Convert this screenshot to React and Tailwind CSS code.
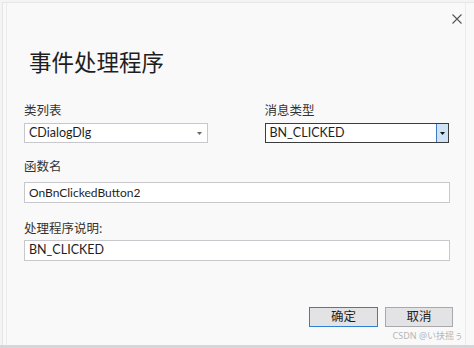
export default function App() {
  const font = { fontFamily: '"Noto Sans", "Noto Sans CJK SC", sans-serif' };
  const latin = { fontFamily: 'Lato, "Noto Sans CJK SC", sans-serif' };
  return (
    <div className="w-[474px] h-[348px] bg-[#f4f4f5] flex flex-col overflow-hidden" style={font}>
      <div className="flex-1 pt-[2px] pl-[2px] flex">
        <div className="flex-1 border-t border-l border-[#e6e6e8] bg-[#f9f9fa] pl-[3px] flex">
          <div className="flex-1 border-l border-[#ececee] flex">
            <div className="w-[459px] border-r border-[#ececee] relative flex flex-col pl-[17px] pr-[16px]">
              <div className="absolute right-[3px] top-[11px]">
                <svg width="10" height="10" viewBox="0 0 10 10">
                  <path d="M0.5 0.5 L9.5 9.5 M9.5 0.5 L0.5 9.5" stroke="#555" strokeWidth="1.1" />
                </svg>
              </div>
              <div className="pt-[45px] pl-[5px] text-[22.5px] leading-[30px] text-[#1e1e1e]">事件处理程序</div>
              <div className="mt-[25px] flex gap-[57px]">
                <div className="w-[184px]">
                  <div className="text-[12.5px] leading-[16px] text-[#333]">类列表</div>
                  <div className="mt-[4px] h-[20px] border border-[#c8c8cc] bg-white flex items-center pl-[4px] pr-[5px]">
                    <span className="flex-1 text-[12.5px] text-[#1e1e1e]" style={latin}>CDialogDlg</span>
                    <svg width="5" height="3" viewBox="0 0 5 3"><path d="M0 0 L5 0 L2.5 3 Z" fill="#666" /></svg>
                  </div>
                </div>
                <div className="w-[185px]">
                  <div className="text-[12.5px] leading-[16px] text-[#333]">消息类型</div>
                  <div className="mt-[4px] h-[20px] border border-[#3c3c3c] bg-white flex items-stretch pl-[4px]">
                    <span className="flex-1 text-[12.5px] text-[#1e1e1e] flex items-center" style={latin}>BN_CLICKED</span>
                    <div className="w-[12px] bg-[#cfe3f6] border-l border-[#3d7cc9] flex items-center justify-center">
                      <svg width="5" height="3" viewBox="0 0 5 3"><path d="M0 0 L5 0 L2.5 3 Z" fill="#111" /></svg>
                    </div>
                  </div>
                </div>
              </div>
              <div className="mt-[16px] text-[12.5px] leading-[16px] text-[#333]">函数名</div>
              <div className="mt-[7px] w-[426px] h-[21px] border border-[#c8c8cc] bg-white flex items-center pl-[4px] text-[12px] text-[#1e1e1e]" style={latin}>OnBnClickedButton2</div>
              <div className="mt-[18px] text-[12.5px] leading-[16px] text-[#333]">处理程序说明:</div>
              <div className="mt-[3px] w-[426px] h-[21px] border border-[#c8c8cc] bg-white flex items-center pl-[4px] text-[12.5px] text-[#1e1e1e]" style={latin}>BN_CLICKED</div>
              <div className="mt-[46px] flex justify-end gap-[7px] mr-[-4px]">
                <div className="w-[69px] h-[20px] border border-[#2f7fd4] bg-[#e3e3e5] flex items-center justify-center text-[12.5px] text-[#1e1e1e]">确定</div>
                <div className="w-[68px] h-[20px] border border-[#a9a9ad] bg-[#e3e3e5] flex items-center justify-center text-[12.5px] text-[#1e1e1e]">取消</div>
              </div>
              <div className="absolute right-[2px] bottom-[4px] text-[9px] leading-[10px] text-[#b5b5b8]">CSDN @い扶摇ぅ</div>
            </div>
          </div>
        </div>
      </div>
      <div className="h-[3px] bg-[#d6d6d8]" />
    </div>
  );
}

**WHAT TO WORK ON**
Write out the full listing verbatim, excluding its pictures.

**REPLY TO THE TASK**
Convert this screenshot to React and Tailwind CSS code.
export default function App() {
  const font = { fontFamily: '"Noto Sans", "Noto Sans CJK SC", sans-serif' };
  const latin = { fontFamily: 'Lato, "Noto Sans CJK SC", sans-serif' };
  return (
    <div className="w-[474px] h-[348px] bg-[#f4f4f5] flex flex-col overflow-hidden" style={font}>
      <div className="flex-1 pt-[2px] pl-[2px] flex">
        <div className="flex-1 border-t border-l border-[#e6e6e8] bg-[#f9f9fa] pl-[3px] flex">
          <div className="flex-1 border-l border-[#ececee] flex">
            <div className="w-[459px] border-r border-[#ececee] relative flex flex-col pl-[17px] pr-[16px]">
              <div className="absolute right-[3px] top-[11px]">
                <svg width="10" height="10" viewBox="0 0 10 10">
                  <path d="M0.5 0.5 L9.5 9.5 M9.5 0.5 L0.5 9.5" stroke="#555" strokeWidth="1.1" />
                </svg>
              </div>
              <div className="pt-[45px] pl-[5px] text-[22.5px] leading-[30px] text-[#1e1e1e]">事件处理程序</div>
              <div className="mt-[25px] flex gap-[57px]">
                <div className="w-[184px]">
                  <div className="text-[12.5px] leading-[16px] text-[#333]">类列表</div>
                  <div className="mt-[4px] h-[20px] border border-[#c8c8cc] bg-white flex items-center pl-[4px] pr-[5px]">
                    <span className="flex-1 text-[12.5px] text-[#1e1e1e]" style={latin}>CDialogDlg</span>
                    <svg width="5" height="3" viewBox="0 0 5 3"><path d="M0 0 L5 0 L2.5 3 Z" fill="#666" /></svg>
                  </div>
                </div>
                <div className="w-[185px]">
                  <div className="text-[12.5px] leading-[16px] text-[#333]">消息类型</div>
                  <div className="mt-[4px] h-[20px] border border-[#3c3c3c] bg-white flex items-stretch pl-[4px]">
                    <span className="flex-1 text-[12.5px] text-[#1e1e1e] flex items-center" style={latin}>BN_CLICKED</span>
                    <div className="w-[12px] bg-[#cfe3f6] border-l border-[#3d7cc9] flex items-center justify-center">
                      <svg width="5" height="3" viewBox="0 0 5 3"><path d="M0 0 L5 0 L2.5 3 Z" fill="#111" /></svg>
                    </div>
                  </div>
                </div>
              </div>
              <div className="mt-[16px] text-[12.5px] leading-[16px] text-[#333]">函数名</div>
              <div className="mt-[7px] w-[426px] h-[21px] border border-[#c8c8cc] bg-white flex items-center pl-[4px] text-[12px] text-[#1e1e1e]" style={latin}>OnBnClickedButton2</div>
              <div className="mt-[18px] text-[12.5px] leading-[16px] text-[#333]">处理程序说明:</div>
              <div className="mt-[3px] w-[426px] h-[21px] border border-[#c8c8cc] bg-white flex items-center pl-[4px] text-[12.5px] text-[#1e1e1e]" style={latin}>BN_CLICKED</div>
              <div className="mt-[46px] flex justify-end gap-[7px] mr-[-4px]">
                <div className="w-[69px] h-[20px] border border-[#2f7fd4] bg-[#e3e3e5] flex items-center justify-center text-[12.5px] text-[#1e1e1e]">确定</div>
                <div className="w-[68px] h-[20px] border border-[#a9a9ad] bg-[#e3e3e5] flex items-center justify-center text-[12.5px] text-[#1e1e1e]">取消</div>
              </div>
              <div className="absolute right-[2px] bottom-[4px] text-[9px] leading-[10px] text-[#b5b5b8]">CSDN @い扶摇ぅ</div>
            </div>
          </div>
        </div>
      </div>
      <div className="h-[3px] bg-[#d6d6d8]" />
    </div>
  );
}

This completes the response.